The Commodore Amiga left a lasting impression on countless computer users in the 1980s, and demand for new Amiga hardware persists to this day. Apollo, a German company best known for developing modern Amiga accelerator cards, is now bringing a complete Amiga system to market. As with previous retro computing efforts, enthusiasts are eager to get their hands on one of these costly machines.

Apollo describes its new A6000 as the most powerful Amiga 68k-compatible computer ever developed. At its core is the Apollo V4 AC68080 accelerator, designed to deliver full compatibility with original Amiga hardware while offering orders-of-magnitude improvements in CPU and graphics performance.

Built on a modern FPGA-based reinterpretation of the classic Motorola 68000 architecture, the A6000 also integrates everything needed for a contemporary yet nostalgically faithful computing experience.

The Apollo A6000's case is 3D-printed to both replicate and refine the compact form factor of the original Amiga 600, which debuted in 1992 just months before the release of the 32-bit Amiga 1200. The system features a mechanical keyboard with durable ABS plastic keycaps and Cherry MX switches, along with 2GB of Fast RAM, 12MB of Chip RAM, and a 128GB CF card pre-loaded with ApolloOS.
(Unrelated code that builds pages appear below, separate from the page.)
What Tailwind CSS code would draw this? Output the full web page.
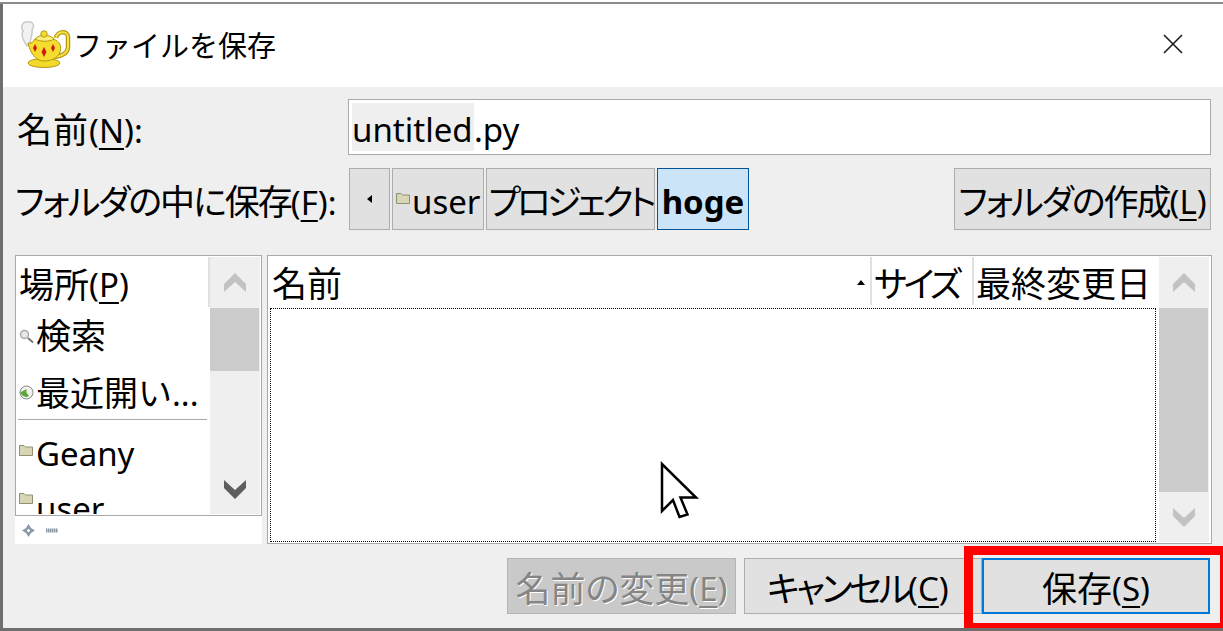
<!DOCTYPE html>
<html lang="ja">
<head>
    <meta charset="UTF-8">
    <title>ファイルを保存</title>
    <script src="https://cdn.jsdelivr.net/npm/@tailwindcss/browser@4"></script>
</head>
<body class="bg-white overflow-hidden font-['Noto_Sans','Noto_Sans_CJK_JP',sans-serif] text-black">
<div class="relative w-[1223px] h-[631px] overflow-hidden flex flex-col">

    <!-- editor text behind the dialog -->
    <div class="h-[4px] shrink-0 overflow-hidden relative bg-[linear-gradient(#ffffff_50%,#8c8c8c_50%)]">
        <div class="absolute left-[20px] bottom-[-2px] whitespace-nowrap leading-none text-[#b00000] text-[31px] tracking-[2.5px] font-['Liberation_Mono',monospace]">HANTABILITY or FITNESS FOR A PARTICULAR PURPOSE.</div>
    </div>

    <div class="flex-1 flex flex-col border-l-[3px] border-b-[3px] border-[#6e6e6e]">
        <!-- title bar -->
        <div class="h-[83px] shrink-0 bg-white flex items-center relative">
            <svg class="ml-[17px] w-[52px] h-[50px]" viewBox="0 0 52 50">
                <path d="M7 25C3 19 1 13 3 10C0 5 3 0 8 1C13 0 15 5 12 9C13 13 10 17 10 23Z" fill="#f2f2f2" stroke="#c9c9c9" stroke-width="1.5"/>
                <path d="M36 17C37 10 48 9 48 16V26C48 33 41 35 35 36" fill="none" stroke="#b59a10" stroke-width="4.5"/>
                <path d="M36 17C37 10 48 9 48 16V26C48 33 41 35 35 36" fill="none" stroke="#f6e04a" stroke-width="2"/>
                <ellipse cx="24" cy="42" rx="16" ry="4.500" fill="#f2d92c" stroke="#b59a10" stroke-width="1"/>
                <path d="M8 22C11 23 13 21 15 18H33C40 20 42 26 40 31C38 37 31 40 24 40C15 40 10 31 8 22Z" fill="#f5dc2e" stroke="#b59a10" stroke-width="1"/>
                <path d="M15 18C19 13 30 13 34 18C30 21 20 21 15 18Z" fill="#fbee7a" stroke="#b59a10" stroke-width="1"/>
                <circle cx="24" cy="13" r="3.200" fill="#f5dc2e" stroke="#b59a10" stroke-width="1"/>
                <path d="M15 23L17 27L15 31L13 27Z" fill="#d01818"/>
                <path d="M24 26L26.500 31L24 36L21.500 31Z" fill="#d01818"/>
                <path d="M33 23L35 27L33 31L31 27Z" fill="#d01818"/>
            </svg>
            <span class="ml-[1px] text-[29px] leading-none">ファイルを保存</span>
            <svg class="absolute left-[1160px] top-[30px] w-[20px] h-[20px]" viewBox="0 0 20 20">
                <path d="M1 1L19 19M19 1L1 19" stroke="#1a1a1a" stroke-width="1.6" fill="none"/>
            </svg>
        </div>

        <div class="flex-1 bg-[#efefef] flex flex-col text-[33px] leading-none">
            <!-- name row -->
            <div class="mt-[12px] h-[56px] shrink-0 flex items-center pl-[14px]">
                <label class="w-[331px] pt-[4px]"><span class="text-[35px] tracking-[1px]">名前</span>(<span class="underline underline-offset-[5px] decoration-2">N</span>):</label>
                <div class="w-[863px] h-full bg-white border border-[#a9a9a9] flex items-center pl-[3px] py-[3px]">
                    <span class="h-full flex items-center pt-[4px] bg-[#efefef] w-[122px]">untitled</span><span class="pt-[4px]">.py</span>
                </div>
            </div>

            <!-- path bar -->
            <div class="mt-[13px] h-[62px] shrink-0 flex items-center pl-[12px]">
                <label class="w-[334px] whitespace-nowrap pt-[4px]"><span class="[font-feature-settings:'palt'] text-[35px] tracking-[-2px]">フォルダの中に保存</span>(<span class="underline underline-offset-[5px] decoration-2">F</span>):</label>
                <div class="flex gap-[2px] h-full">
                    <div class="w-[41px] bg-[#e1e1e1] border border-[#adadad] flex items-center justify-center">
                        <svg class="w-[5px] h-[8px]" viewBox="0 0 5 8"><path d="M5 0V8L0 4Z" fill="#000"/></svg>
                    </div>
                    <div class="w-[92px] bg-[#e1e1e1] border border-[#adadad] flex items-center pl-[3px] pt-[4px]">
                        <svg class="w-[14px] h-[12px] shrink-0 mb-[6px]" viewBox="0 0 14 12"><path d="M.5 1.5H5L6.5 3H13.500V11.500H.5Z" fill="#d6d6b4" stroke="#8f8f75"/></svg>
                        <span class="ml-[2px]">user</span>
                    </div>
                    <div class="w-[169px] bg-[#e1e1e1] border border-[#adadad] flex items-center justify-center whitespace-nowrap pt-[4px] text-[35px] tracking-[-4px] [font-feature-settings:'palt']">プロジェクト</div>
                    <div class="w-[92px] bg-[#cce4f7] border border-[#005499] flex items-center justify-center font-bold pt-[4px]">hoge</div>
                </div>
                <div class="ml-[205px] w-[257px] h-full bg-[#e1e1e1] border border-[#adadad] flex items-center justify-center whitespace-nowrap pt-[4px]"><span class="text-[35px] tracking-[-2px] [font-feature-settings:'palt']">フォルダの作成</span>(<span class="underline underline-offset-[5px] decoration-2">L</span>)</div>
            </div>

            <!-- places + file list -->
            <div class="mt-[25px] h-[289px] shrink-0 flex pl-[12px]">
                <div class="w-[247px] flex flex-col">
                    <div class="h-[261px] border border-[#a9a9a9] p-[1px] bg-white flex overflow-hidden">
                        <div class="w-[193px] shrink-0 flex flex-col overflow-hidden">
                            <div class="h-[50px] shrink-0 flex items-center pl-[2px] pt-[4px] border-r-2 border-[#e0e0e0]"><span class="text-[35px]">場所</span>(<span class="underline underline-offset-[5px] decoration-2">P</span>)</div>
                            <div class="h-[58px] shrink-0 flex items-center pl-[2px]">
                                <svg class="w-[15px] h-[15px] shrink-0" viewBox="0 0 15 15"><circle cx="5.500" cy="5.500" r="4" fill="#e8e8e8" stroke="#a8a8a8" stroke-width="1.500"/><path d="M9 9L14 13.500" stroke="#777" stroke-width="2"/></svg>
                                <span class="ml-[2px] text-[35px] mb-[2px]">検索</span>
                            </div>
                            <div class="h-[54px] shrink-0 flex items-center pl-[2px] whitespace-nowrap">
                                <svg class="w-[15px] h-[15px] shrink-0" viewBox="0 0 15 15"><circle cx="7.500" cy="7.500" r="6.500" fill="#f2f2f2" stroke="#888"/><path d="M1 7.500L7.500 4V7.500L10 11C7 13 3 11.500 1 7.500Z" fill="#5da838"/></svg>
                                <span class="ml-[2px] pt-[2px]"><span class="text-[34px]">最近開い</span>...</span>
                            </div>
                            <div class="h-[1px] shrink-0 bg-[#a9a9a9] ml-[1px] mr-[3px]"></div>
                            <div class="h-[63px] shrink-0 flex items-center pl-[2px]">
                                <svg class="w-[14px] h-[12px] shrink-0 mb-[4px]" viewBox="0 0 14 12"><path d="M.5 1.500H5L6.500 3H13.500V11.500H.5Z" fill="#d6d6b4" stroke="#8f8f75"/></svg>
                                <span class="ml-[3px] pt-[4px]">Geany</span>
                            </div>
                            <div class="h-[60px] shrink-0 flex items-start pl-[2px] pt-[7px]">
                                <svg class="w-[14px] h-[12px] shrink-0 mt-[2px]" viewBox="0 0 14 12"><path d="M.5 1.500H5L6.500 3H13.500V11.500H.5Z" fill="#d6d6b4" stroke="#8f8f75"/></svg>
                                <span class="ml-[3px] pt-[2px]">user</span>
                            </div>
                        </div>
                        <div class="w-[50px] shrink-0 bg-[#efefef] flex flex-col relative">
                            <svg class="absolute left-[14px] top-[15px] w-[22px] h-[20px]" viewBox="0 0 22 20"><path d="M0 12L11 1L22 12V20L11 10L0 20Z" fill="#c2c2c2"/></svg>
                            <div class="mt-[51px] w-[49px] h-[63px] bg-[#cbcbcb]"></div>
                            <svg class="absolute left-[14px] top-[223px] w-[22px] h-[20px]" viewBox="0 0 22 20"><path d="M0 0L11 10L22 0V8L11 19L0 8Z" fill="#5e5e5e"/></svg>
                        </div>
                    </div>
                    <div class="h-[28px] bg-white flex items-center pl-[7px] gap-[11px]">
                        <svg class="w-[13px] h-[13px]" viewBox="0 0 13 13"><path d="M6.500 0L9 4L13 6.500L9 9L6.500 13L4 9L0 6.500L4 4Z" fill="#8a98a6"/><circle cx="6.500" cy="6.500" r="1.500" fill="#fff"/></svg>
                        <svg class="w-[12px] h-[5px]" viewBox="0 0 12 5"><path d="M0 2.500H12" stroke="#8a96a2" stroke-width="4" stroke-dasharray="1.500 .5"/></svg>
                    </div>
                </div>

                <div class="ml-[5px] w-[945px] border border-[#a9a9a9] p-[1px] bg-white flex">
                    <div class="w-[889px] shrink-0 flex flex-col">
                        <div class="h-[51px] shrink-0 flex items-center pl-[3px] pb-[3px]">
                            <div class="w-[600px] h-full flex items-center relative border-r-2 border-[#e0e0e0] pt-[4px]">
                                <span class="text-[35px]">名前</span>
                                <svg class="absolute right-[5px] top-[23px] w-[8px] h-[5px]" viewBox="0 0 8 5"><path d="M4 0L8 5H0Z" fill="#000"/></svg>
                            </div>
                            <div class="w-[102px] h-full flex items-center pl-[2px] pt-[4px] border-r-2 border-[#e0e0e0] whitespace-nowrap text-[35px] tracking-[-3.5px] [font-feature-settings:'palt']">サイズ</div>
                            <div class="w-[182px] h-full flex items-center pl-[2px] pt-[4px] whitespace-nowrap text-[35px]">最終変更日</div>
                        </div>
                        <div class="ml-[1px] w-[886px] h-[234px] border border-dotted border-black"></div>
                    </div>
                    <div class="ml-[1px] w-[50px] h-[285px] bg-[#efefef] relative">
                        <svg class="absolute left-[14px] top-[15px] w-[22px] h-[20px]" viewBox="0 0 22 20"><path d="M0 12L11 1L22 12V20L11 10L0 20Z" fill="#c2c2c2"/></svg>
                        <div class="mt-[51px] w-[49px] h-[184px] bg-[#cbcbcb]"></div>
                        <svg class="absolute left-[14px] top-[251px] w-[22px] h-[20px]" viewBox="0 0 22 20"><path d="M0 0L11 10L22 0V8L11 19L0 8Z" fill="#c2c2c2"/></svg>
                    </div>
                </div>
            </div>

            <!-- action buttons -->
            <div class="mt-[14px] h-[56px] shrink-0 flex pl-[504px]">
                <div class="w-[229px] bg-[#c9c9c9] border border-[#b5b5b5] flex items-center justify-center whitespace-nowrap pt-[4px] text-[#858585] [text-shadow:1px_1px_0_#ffffff]"><span class="text-[35px] [font-feature-settings:'palt']">名前の変更</span>(<span class="underline underline-offset-[5px] decoration-2">E</span>)</div>
                <div class="ml-[8px] w-[238px] bg-[#e1e1e1] border border-[#adadad] flex items-center justify-start pl-[22px] pt-[4px] whitespace-nowrap"><span class="text-[35px] tracking-[-3.5px] [font-feature-settings:'palt']">キャンセル</span>(<span class="underline underline-offset-[5px] decoration-2">C</span>)</div>
                <div class="w-[228px] bg-[#e1e1e1] border-2 border-[#0078d7] flex items-center justify-center whitespace-nowrap pt-[4px]"><span class="text-[35px]">保存</span>(<span class="underline underline-offset-[5px] decoration-2">S</span>)</div>
            </div>
        </div>
    </div>

    <!-- red highlight round the save button -->
    <div class="absolute left-[964px] top-[546px] w-[259px] h-[82px] border-[9px] border-r-[3px] border-b-[5px] border-[#ff0000]"></div>

    <!-- mouse pointer -->
    <svg class="absolute left-[655px] top-[458px] w-[50px] h-[65px]" viewBox="655 458 50 65">
        <path d="M662 464V511L673 500L679.500 517L687.500 514.500L680.500 497.500H696Z" fill="#fff" stroke="#000" stroke-width="2.500"/>
    </svg>
</div>
</body>
</html>
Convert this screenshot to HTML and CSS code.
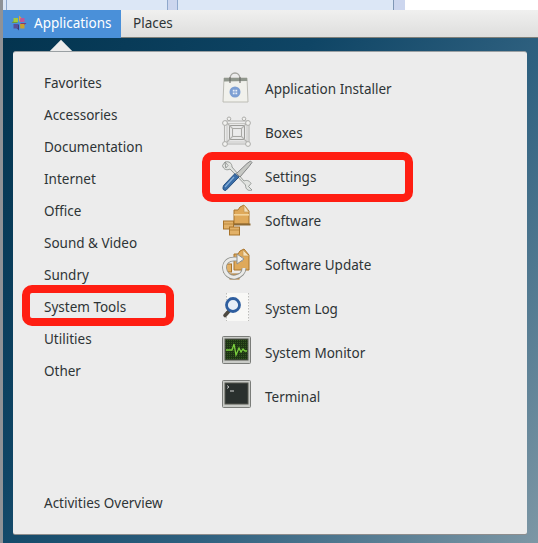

While retaining compatibility with legacy Amiga hardware ports and software standards, the A6000 introduces a range of modern upgrades. These include dual SD card slots, HD video output, a 100Mbit Ethernet port, four USB ports, and more. The premium package also ships with a USB mouse, gamepad, video cables, and even a mouse pad.

Designed for maximum compatibility, the machine supports the full library of Amiga software and can even run titles originally developed for Motorola-based Atari and early MacOS systems.

Apollo said its team spent nearly a decade reverse-engineering the complex Amiga chipset and Motorola's M68000 CPU architecture. The new AC68080 processor now delivers performance levels unimaginable to Amiga fans in the 1980s, while also addressing several bugs in the original 680x0 design and adding extra capabilities on top.

The first production run of the Apollo A6000 was a special First Edition created to mark the Amiga's 40th anniversary. All 40 FE units have already sold out, but Apollo plans to begin taking new orders in October. The system is priced at €960 (around $1,128), which is not dramatically higher than the cost of some heavily used Amiga 1200 units still circulating on eBay.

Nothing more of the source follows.